Reading #3 - Dispersion

For this reading, we were assigned to peruse the syllabus for a course at RISD on experimental publishing. In the syllabus there were five categories: substrate, versions, dispersion, transduction, and balconism. At first looking through these categories on the syllabus I was very confused because it is general in describing what each category meant. Im assuming that each one was a different project the student's had to create and do based on the category and below were examples of some of the projects. The one that caught my eye the most was the third category, which was dispersion. This one caught my attention because the first thing under that category was a quote that stated, "In what sense is posting - to Facebook, for example - publishing or making public?" It then goes on to say that students must distribute a series to a network/channel that could include any message, image, data, or anything the students wanted. They were told that it must be exposed for the first time and it also must interrupt, complicate, or somehow alter the conventions/expectations/algorithms of the network by circulating the project.

I looked through some of the links provided with this prompt and honestly did not understand most of them but one of the projects really stuck out to me. In 2014 a girl named Amelia Ulman decided she wanted to become an Instagram celebrity and researched the cosmetic gaze and the beauty myth and then went on to prepare a script and timeline that she felt followed the rhythm of social media. This was her narrative:

"The provincial girl moves to the big city, wants to be a model, wants money, splits up with her high-school boyfriend, wants to change her lifestyle, enjoys singledom, runs out of money because she doesn’t have a job, because she is too self-absorbed in her narcissism, she starts going on seeking-arrangement dates, gets a sugar daddy, gets depressed, starts doing more drugs, gets a boob job because her sugar daddy makes her feel insecure about her body, and also he pays for it, she goes through a breakdown, redemption takes place, the crazy bitch apologizes, the dumb blonde turns brunette and goes back home. Probably goes to rehab, then she is grounded at her family house."

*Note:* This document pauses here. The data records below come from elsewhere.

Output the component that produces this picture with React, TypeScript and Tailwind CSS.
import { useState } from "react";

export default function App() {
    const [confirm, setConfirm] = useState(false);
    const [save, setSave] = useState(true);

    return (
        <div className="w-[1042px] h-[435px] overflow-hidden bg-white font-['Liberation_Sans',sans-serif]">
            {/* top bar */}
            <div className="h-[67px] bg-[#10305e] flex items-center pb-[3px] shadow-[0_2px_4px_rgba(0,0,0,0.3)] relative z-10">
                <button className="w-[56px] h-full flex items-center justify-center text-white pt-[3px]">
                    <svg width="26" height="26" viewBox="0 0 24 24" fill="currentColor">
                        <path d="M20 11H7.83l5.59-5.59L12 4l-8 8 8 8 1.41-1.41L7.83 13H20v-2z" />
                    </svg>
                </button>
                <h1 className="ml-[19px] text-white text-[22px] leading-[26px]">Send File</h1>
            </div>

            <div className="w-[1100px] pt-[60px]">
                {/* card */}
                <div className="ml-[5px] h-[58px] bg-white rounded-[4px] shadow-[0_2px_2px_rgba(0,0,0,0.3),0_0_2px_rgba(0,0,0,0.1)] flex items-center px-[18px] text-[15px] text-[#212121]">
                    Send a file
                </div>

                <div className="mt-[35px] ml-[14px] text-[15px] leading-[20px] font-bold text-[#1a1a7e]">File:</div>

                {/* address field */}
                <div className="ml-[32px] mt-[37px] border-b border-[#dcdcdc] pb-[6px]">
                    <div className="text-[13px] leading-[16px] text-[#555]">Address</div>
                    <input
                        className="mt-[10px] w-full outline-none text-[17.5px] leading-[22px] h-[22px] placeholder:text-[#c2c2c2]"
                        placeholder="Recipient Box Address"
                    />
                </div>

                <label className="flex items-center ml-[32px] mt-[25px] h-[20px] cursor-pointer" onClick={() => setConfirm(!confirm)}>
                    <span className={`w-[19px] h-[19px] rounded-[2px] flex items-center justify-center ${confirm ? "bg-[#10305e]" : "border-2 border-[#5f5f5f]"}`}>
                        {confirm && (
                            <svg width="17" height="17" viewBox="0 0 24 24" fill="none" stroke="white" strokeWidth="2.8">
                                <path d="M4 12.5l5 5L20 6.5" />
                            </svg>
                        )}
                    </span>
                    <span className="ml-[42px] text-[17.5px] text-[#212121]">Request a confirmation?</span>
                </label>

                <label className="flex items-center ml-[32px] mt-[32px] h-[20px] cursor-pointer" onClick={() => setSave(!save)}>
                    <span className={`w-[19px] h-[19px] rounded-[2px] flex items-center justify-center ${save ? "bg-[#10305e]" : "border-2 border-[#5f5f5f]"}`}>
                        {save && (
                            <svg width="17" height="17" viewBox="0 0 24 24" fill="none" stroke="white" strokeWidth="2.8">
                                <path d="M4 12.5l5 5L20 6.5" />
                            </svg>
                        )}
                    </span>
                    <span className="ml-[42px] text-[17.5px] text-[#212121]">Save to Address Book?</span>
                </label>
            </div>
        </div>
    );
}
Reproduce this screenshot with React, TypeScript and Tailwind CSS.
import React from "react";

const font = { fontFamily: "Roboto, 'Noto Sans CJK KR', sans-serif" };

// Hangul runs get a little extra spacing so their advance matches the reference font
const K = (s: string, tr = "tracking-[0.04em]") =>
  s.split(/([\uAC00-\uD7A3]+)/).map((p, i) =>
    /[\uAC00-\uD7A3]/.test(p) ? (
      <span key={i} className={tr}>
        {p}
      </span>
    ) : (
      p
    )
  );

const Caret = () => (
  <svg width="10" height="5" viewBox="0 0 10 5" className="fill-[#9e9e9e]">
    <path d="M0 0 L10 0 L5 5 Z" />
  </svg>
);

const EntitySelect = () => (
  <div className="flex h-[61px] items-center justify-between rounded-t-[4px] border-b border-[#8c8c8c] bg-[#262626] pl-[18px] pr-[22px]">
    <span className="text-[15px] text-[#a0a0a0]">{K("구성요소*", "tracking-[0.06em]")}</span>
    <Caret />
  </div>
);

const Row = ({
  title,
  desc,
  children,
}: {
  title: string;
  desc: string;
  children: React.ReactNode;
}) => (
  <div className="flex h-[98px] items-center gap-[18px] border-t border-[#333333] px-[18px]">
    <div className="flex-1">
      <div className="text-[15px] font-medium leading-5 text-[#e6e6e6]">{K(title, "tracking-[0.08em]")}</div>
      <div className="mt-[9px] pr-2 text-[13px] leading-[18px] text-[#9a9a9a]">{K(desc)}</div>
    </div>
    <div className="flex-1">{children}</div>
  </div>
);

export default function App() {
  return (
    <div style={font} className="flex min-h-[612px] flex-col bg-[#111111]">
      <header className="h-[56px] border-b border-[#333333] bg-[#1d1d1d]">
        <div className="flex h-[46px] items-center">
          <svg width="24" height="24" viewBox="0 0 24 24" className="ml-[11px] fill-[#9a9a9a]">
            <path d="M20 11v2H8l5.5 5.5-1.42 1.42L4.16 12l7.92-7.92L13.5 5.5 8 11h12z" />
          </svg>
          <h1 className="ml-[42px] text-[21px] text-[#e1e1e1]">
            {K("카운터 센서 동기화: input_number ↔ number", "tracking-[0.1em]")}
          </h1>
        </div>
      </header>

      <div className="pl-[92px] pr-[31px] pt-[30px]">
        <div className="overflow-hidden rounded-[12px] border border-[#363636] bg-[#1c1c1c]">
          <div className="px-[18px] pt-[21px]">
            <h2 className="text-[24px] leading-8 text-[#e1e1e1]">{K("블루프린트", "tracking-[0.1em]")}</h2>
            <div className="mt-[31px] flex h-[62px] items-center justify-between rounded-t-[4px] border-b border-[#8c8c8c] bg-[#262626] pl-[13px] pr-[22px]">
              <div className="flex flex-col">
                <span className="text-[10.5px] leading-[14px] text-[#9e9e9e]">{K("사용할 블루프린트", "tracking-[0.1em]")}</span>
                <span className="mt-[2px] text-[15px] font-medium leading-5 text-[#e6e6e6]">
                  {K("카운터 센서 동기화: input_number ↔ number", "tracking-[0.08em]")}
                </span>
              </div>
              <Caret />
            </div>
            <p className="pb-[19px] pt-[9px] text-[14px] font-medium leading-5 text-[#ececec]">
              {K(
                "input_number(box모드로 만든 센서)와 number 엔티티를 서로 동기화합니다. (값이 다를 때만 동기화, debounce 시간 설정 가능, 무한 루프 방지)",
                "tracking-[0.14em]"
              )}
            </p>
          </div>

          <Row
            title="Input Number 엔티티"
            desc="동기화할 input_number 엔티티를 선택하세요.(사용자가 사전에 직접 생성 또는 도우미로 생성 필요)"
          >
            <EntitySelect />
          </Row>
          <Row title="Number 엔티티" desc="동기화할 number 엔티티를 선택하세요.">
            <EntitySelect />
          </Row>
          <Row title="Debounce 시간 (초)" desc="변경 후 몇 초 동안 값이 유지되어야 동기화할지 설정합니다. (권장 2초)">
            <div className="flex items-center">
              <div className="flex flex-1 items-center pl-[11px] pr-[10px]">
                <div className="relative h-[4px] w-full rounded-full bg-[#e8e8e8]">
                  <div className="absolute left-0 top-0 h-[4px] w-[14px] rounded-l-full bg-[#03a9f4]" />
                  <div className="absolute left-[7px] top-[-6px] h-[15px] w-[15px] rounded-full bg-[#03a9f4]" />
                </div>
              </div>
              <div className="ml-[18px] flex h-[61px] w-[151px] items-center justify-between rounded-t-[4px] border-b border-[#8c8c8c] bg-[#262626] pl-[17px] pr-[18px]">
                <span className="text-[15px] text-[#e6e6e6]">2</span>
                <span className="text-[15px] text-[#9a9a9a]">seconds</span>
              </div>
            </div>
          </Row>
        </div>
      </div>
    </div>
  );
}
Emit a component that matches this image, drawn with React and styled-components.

She was interested in pop culture's obsession with Instagram celebrities that she wanted to see if she could get people to believe her made up story. She even stated in an interview that she told some of her friends that this was fake and was just a type of social experiment but even they started to believe the made up story. This story reminded me of another girl who set up pictures all taken in New York City to make it look like she took a trip to China. She did this by going to China Town in New York and by checking herself into a hotel and taking pictures of exotic food and other stuff like that. Everyone actually believed she was on this trip, which proved her point that people will believe almost anything that they see on the internet. I thought Amelia's experiment was well thought out and very clever and I am very interested in looking into this project more.